Growth Loops
From first time fishing to qualified coach and round again.
A whip, a pot of maggots, a coach who's given up a Saturday, and a small perch swinging into a wet hand. The free taster session is one of the best things this sport does, and the volunteers who run them deserve more credit than they get.
Then everyone goes home.
Ask what happens next Saturday and the answer, at most of these events, is nothing. No next session to book, no club that expects them back. The child caught a fish. The sport caught a statistic.
Between the taster and anything resembling regular coaching there's usually nothing. Between junior angling and adult angling there's a cliff the sport has watched people fall off for a generation. An adult who never fished as a child has barely an entry point anywhere. And between being able to fish and being able to teach it, the biggest gap of all: no rung, no route, no invitation.
A pathway with holes in it isn't a pathway. It's a series of exits.
So we built a loop instead. At School Of Fish the free first session is the same offer whether you're eight or sixty, and it leads somewhere on purpose: into Skills School for juniors, into adult courses for adults, and into the Diploma for everyone. Twenty-five stamps, each one a named skill with a published pass line, earned in order across five awards. Nobody has to wonder what comes next, because next has a name.
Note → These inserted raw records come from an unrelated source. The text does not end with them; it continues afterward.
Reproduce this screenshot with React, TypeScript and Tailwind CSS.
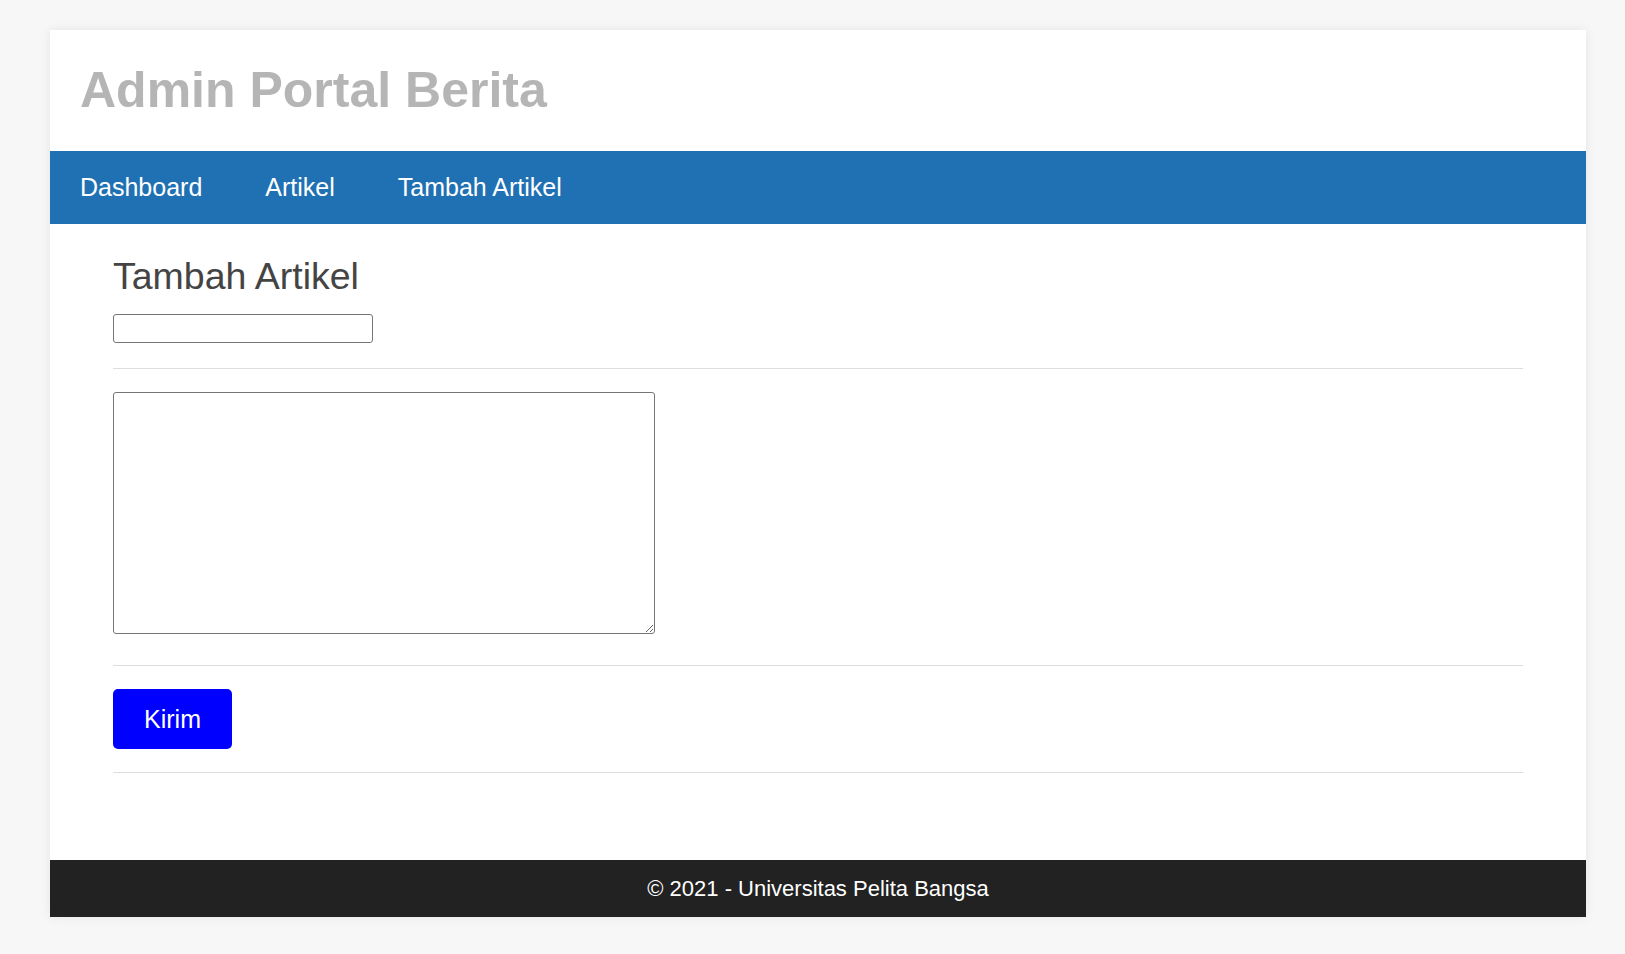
export default function App() {
  return (
    <div className="min-h-[954px] bg-[#f7f7f7] pt-[30px] font-['Liberation_Sans',Arial,sans-serif]">
      <div className="ml-[50px] w-[1536px] bg-white shadow-[0_0_10px_rgba(0,0,0,0.08)]">
        <header className="h-[121px] pl-[30px] pt-[33px]">
          <h1 className="text-[50px] font-bold leading-[55px] text-[#b5b5b5]">Admin Portal Berita</h1>
        </header>

        <nav className="flex h-[73px] items-center gap-[3px] bg-[#1f71b3]">
          {["Dashboard", "Artikel", "Tambah Artikel"].map((item) => (
            <a key={item} href="#" className="px-[30px] text-[25px] leading-[29px] text-white">
              {item}
            </a>
          ))}
        </nav>

        <main className="px-[63px] pb-[87px] pt-[31px]">
          <h2 className="text-[37.5px] leading-[43px] text-[#444]">Tambah Artikel</h2>
          <input
            type="text"
            className="mt-[16px] block h-[29px] w-[260px] rounded-[3px] border border-[#767676] bg-white px-1"
          />
          <hr className="mt-[25px] border-t border-[#ddd]" />
          <textarea className="mt-[23px] block h-[242px] w-[542px] rounded-[3px] border border-[#767676] bg-white p-1" />
          <hr className="mt-[31px] border-t border-[#ddd]" />
          <button className="mt-[23px] h-[60px] w-[119px] rounded-[5px] bg-[#0000ff] pt-[2px] text-[25px] text-white">
            Kirim
          </button>
          <hr className="mt-[23px] border-t border-[#ddd]" />
        </main>

        <footer className="flex h-[57px] items-center justify-center bg-[#222] text-[22px] text-white">
          © 2021 - Universitas Pelita Bangsa
        </footer>
      </div>
    </div>
  )
}
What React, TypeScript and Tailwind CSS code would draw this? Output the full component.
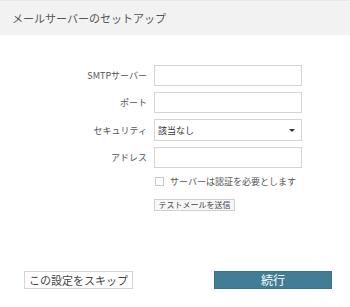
import React from 'react'

const font = "font-['Noto_Sans_CJK_JP',sans-serif]"

//Row
const Row: React.FC<{ label: string; children: React.ReactNode }> = ({ label, children }) => (
	<div className="flex items-center">
		<div className="w-[147px] text-right text-[9px] leading-none text-[#555]">{label}</div>
		<div className="ml-[7px] flex">{children}</div>
	</div>
)

const App: React.FC = () => {
	//Template
	return (
		<div className={`w-[350px] h-[307px] bg-white flex flex-col ${font}`}>
			<div className="h-[35px] bg-[#f2f2f2] border-t border-[#e9e9e9] flex items-center pl-[12px]">
				<h1 className="text-[11px] text-[#555]">メールサーバーのセットアップ</h1>
			</div>
			<div className="flex flex-col gap-[6px] mt-[30px]">
				<Row label="SMTPサーバー">
					<input className="block w-[148px] h-[21px] border border-[#d4d4d4] bg-white outline-none" />
				</Row>
				<Row label="ポート">
					<input className="block w-[148px] h-[21px] border border-[#d4d4d4] bg-white outline-none" />
				</Row>
				<Row label="セキュリティ">
					<div className="w-[148px] h-[22px] border border-[#d4d4d4] bg-white flex items-center justify-between pl-[3px] pr-[4px]">
						<span className="text-[9px] leading-none text-[#333]">該当なし</span>
						<span className="w-0 h-0 border-l-[3px] border-r-[3px] border-t-[3px] border-l-transparent border-r-transparent border-t-[#333] mr-[2px]" />
					</div>
				</Row>
				<Row label="アドレス">
					<input className="block w-[148px] h-[21px] border border-[#d4d4d4] bg-white outline-none" />
				</Row>
			</div>
			<div className="flex items-center h-[14px] ml-[155px] mt-[6px]">
				<span className="w-[9px] h-[9px] border border-[#c8c8c8] bg-white" />
				<span className="ml-[6px] text-[9px] leading-none text-[#555]">サーバーは認証を必要とします</span>
			</div>
			<div className="flex ml-[154px] mt-[11px]">
				<button className="w-[81px] h-[12px] border border-[#cfcfcf] bg-[#f7f7f7] text-[8px] leading-none text-[#444] p-0">テストメールを送信</button>
			</div>
			<div className="flex items-center mt-[60px] pl-[24px]">
				<button className="w-[109px] h-[18px] border border-[#d4d4d4] bg-white text-[11px] leading-none text-[#444]">この設定をスキップ</button>
				<button className="ml-[81px] w-[118px] h-[18px] bg-[#417d94] border border-[#3b7389] text-[12px] leading-none text-white">続行</button>
			</div>
		</div>
	)
}

export default App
Then the loop does its real work. The final award asks the learner to help teach a newer one, not as a gesture but as a requirement. At thirteen they can hold the Junior Assistant award and stand beside a coach at real sessions. At sixteen they can qualify as an Angling Support Assistant. At eighteen, a Lead Angling Coach, accredited and insured, running the same free first sessions where somebody once handed them a whip.
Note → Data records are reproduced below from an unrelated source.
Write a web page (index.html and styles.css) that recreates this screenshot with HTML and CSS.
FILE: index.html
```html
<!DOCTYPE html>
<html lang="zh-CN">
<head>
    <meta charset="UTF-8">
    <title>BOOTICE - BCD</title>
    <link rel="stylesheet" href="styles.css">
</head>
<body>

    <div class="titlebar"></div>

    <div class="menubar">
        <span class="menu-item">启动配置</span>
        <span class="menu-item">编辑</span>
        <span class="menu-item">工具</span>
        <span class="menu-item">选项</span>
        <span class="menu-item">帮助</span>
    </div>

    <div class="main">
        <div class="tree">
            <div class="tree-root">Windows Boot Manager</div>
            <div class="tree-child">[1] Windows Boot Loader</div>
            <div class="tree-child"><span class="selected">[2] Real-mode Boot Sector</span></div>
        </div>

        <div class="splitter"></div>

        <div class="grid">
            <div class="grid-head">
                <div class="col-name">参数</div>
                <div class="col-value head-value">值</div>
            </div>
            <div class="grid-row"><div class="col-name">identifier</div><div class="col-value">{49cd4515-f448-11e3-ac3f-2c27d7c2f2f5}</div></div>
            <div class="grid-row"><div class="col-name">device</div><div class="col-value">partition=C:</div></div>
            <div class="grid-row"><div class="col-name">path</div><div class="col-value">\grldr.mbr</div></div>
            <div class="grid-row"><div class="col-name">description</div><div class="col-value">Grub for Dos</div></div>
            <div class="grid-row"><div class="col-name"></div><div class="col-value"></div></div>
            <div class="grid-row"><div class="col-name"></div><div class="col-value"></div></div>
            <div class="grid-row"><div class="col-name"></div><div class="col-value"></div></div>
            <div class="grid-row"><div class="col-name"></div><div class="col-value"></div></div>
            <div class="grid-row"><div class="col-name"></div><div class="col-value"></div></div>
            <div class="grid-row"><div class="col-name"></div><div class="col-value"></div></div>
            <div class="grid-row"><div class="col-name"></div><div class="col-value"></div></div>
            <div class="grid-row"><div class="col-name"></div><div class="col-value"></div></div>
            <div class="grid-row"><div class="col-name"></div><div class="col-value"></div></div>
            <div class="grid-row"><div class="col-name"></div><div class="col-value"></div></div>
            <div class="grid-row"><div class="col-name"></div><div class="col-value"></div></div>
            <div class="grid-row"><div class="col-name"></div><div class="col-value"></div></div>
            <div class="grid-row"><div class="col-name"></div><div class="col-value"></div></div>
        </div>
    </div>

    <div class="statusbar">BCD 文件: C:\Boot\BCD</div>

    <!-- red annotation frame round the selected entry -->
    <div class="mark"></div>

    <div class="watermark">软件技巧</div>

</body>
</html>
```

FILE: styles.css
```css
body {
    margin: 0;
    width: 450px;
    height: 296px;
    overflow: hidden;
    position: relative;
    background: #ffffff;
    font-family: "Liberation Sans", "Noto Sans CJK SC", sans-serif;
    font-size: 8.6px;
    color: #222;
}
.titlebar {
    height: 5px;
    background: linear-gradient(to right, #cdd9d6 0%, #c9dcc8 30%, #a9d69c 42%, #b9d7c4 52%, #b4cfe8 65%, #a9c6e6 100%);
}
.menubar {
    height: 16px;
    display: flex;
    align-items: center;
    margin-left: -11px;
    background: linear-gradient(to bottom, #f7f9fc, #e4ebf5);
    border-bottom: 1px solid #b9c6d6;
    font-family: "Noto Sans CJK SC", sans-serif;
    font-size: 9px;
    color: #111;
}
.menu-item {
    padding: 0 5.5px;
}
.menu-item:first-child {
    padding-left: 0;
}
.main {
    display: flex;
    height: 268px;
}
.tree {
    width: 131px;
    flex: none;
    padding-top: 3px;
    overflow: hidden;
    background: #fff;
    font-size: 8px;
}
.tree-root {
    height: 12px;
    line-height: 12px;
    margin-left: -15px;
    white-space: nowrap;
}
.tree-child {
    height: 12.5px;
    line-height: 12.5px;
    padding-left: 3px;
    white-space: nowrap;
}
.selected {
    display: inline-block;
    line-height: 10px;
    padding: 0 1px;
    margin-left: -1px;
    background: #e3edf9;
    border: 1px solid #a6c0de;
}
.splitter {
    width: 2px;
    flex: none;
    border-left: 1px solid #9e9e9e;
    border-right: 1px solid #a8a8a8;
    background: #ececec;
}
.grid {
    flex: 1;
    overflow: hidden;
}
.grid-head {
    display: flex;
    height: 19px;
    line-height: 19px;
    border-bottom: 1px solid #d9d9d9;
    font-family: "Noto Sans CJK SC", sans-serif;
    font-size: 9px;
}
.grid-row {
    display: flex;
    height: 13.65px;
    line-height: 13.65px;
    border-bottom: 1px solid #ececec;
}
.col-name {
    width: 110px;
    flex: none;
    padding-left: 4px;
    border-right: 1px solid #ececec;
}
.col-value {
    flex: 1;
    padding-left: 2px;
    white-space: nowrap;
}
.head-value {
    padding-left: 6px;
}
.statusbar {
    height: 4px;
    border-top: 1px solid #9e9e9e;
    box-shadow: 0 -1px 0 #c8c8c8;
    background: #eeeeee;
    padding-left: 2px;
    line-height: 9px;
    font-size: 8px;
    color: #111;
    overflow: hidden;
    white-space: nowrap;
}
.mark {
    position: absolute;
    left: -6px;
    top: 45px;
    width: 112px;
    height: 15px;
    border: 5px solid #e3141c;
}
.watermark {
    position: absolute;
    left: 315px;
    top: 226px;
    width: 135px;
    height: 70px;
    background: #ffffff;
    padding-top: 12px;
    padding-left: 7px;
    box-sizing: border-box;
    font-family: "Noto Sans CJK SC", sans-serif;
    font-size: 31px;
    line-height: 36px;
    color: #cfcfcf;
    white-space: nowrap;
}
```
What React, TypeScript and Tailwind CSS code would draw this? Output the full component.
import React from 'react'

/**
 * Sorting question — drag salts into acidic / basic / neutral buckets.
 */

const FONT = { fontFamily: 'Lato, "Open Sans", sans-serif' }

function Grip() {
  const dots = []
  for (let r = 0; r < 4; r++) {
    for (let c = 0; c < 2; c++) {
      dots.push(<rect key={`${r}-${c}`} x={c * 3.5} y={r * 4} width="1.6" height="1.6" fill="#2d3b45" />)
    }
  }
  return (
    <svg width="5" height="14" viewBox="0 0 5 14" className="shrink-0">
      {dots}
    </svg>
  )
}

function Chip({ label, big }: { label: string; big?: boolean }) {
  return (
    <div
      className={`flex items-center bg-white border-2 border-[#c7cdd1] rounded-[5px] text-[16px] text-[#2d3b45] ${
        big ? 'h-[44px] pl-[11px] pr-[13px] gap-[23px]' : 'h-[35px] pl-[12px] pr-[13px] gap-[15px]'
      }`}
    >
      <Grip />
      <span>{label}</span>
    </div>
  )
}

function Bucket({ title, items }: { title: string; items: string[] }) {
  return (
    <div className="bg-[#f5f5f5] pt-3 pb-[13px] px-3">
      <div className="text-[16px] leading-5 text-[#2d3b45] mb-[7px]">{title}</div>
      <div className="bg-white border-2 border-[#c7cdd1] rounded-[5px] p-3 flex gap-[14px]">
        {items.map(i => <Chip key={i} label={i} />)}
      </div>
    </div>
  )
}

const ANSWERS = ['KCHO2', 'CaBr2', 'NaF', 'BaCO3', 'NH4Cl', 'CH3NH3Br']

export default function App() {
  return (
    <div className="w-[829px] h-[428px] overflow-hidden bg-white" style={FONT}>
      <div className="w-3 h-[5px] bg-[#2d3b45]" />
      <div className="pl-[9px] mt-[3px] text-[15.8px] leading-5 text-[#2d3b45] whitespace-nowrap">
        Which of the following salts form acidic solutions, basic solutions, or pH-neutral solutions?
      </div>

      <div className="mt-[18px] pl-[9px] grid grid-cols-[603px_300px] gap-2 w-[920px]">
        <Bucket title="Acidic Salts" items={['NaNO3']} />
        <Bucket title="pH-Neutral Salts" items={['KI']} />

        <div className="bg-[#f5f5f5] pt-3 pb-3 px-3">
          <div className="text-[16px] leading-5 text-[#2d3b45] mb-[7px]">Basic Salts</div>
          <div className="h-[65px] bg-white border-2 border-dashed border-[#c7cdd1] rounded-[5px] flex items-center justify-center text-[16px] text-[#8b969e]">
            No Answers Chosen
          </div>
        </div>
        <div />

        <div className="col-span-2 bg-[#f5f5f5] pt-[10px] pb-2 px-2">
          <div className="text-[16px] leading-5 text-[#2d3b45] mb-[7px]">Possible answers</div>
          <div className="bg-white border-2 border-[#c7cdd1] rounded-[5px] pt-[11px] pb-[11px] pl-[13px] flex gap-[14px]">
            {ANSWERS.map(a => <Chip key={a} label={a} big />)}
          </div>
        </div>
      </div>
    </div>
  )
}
That's the loop closed. The learner becomes the coach, the coach makes more learners, and some of those learners become coaches. Growth that feeds itself.
The difference between a funnel and a loop is what happens when the money stops. A funnel needs refilling from the outside: another grant, another campaign, another round of free sessions that end at the car park. A loop refills itself, because every cohort contains the instructors of the next one.
It also changes what you measure. A funnel counts entries: sessions run, children reached, rods handed out. A loop counts returns: how many are still fishing in year three, and how many came back as coaches. The first set of numbers is easy and flattering. The second set is the sport.
None of this makes the taster session the enemy. A whip and a pot of maggots is still the best first hour in angling. The question is only ever what the second hour is for.
A first fish is an event. Build the path all the way round and it starts building anglers.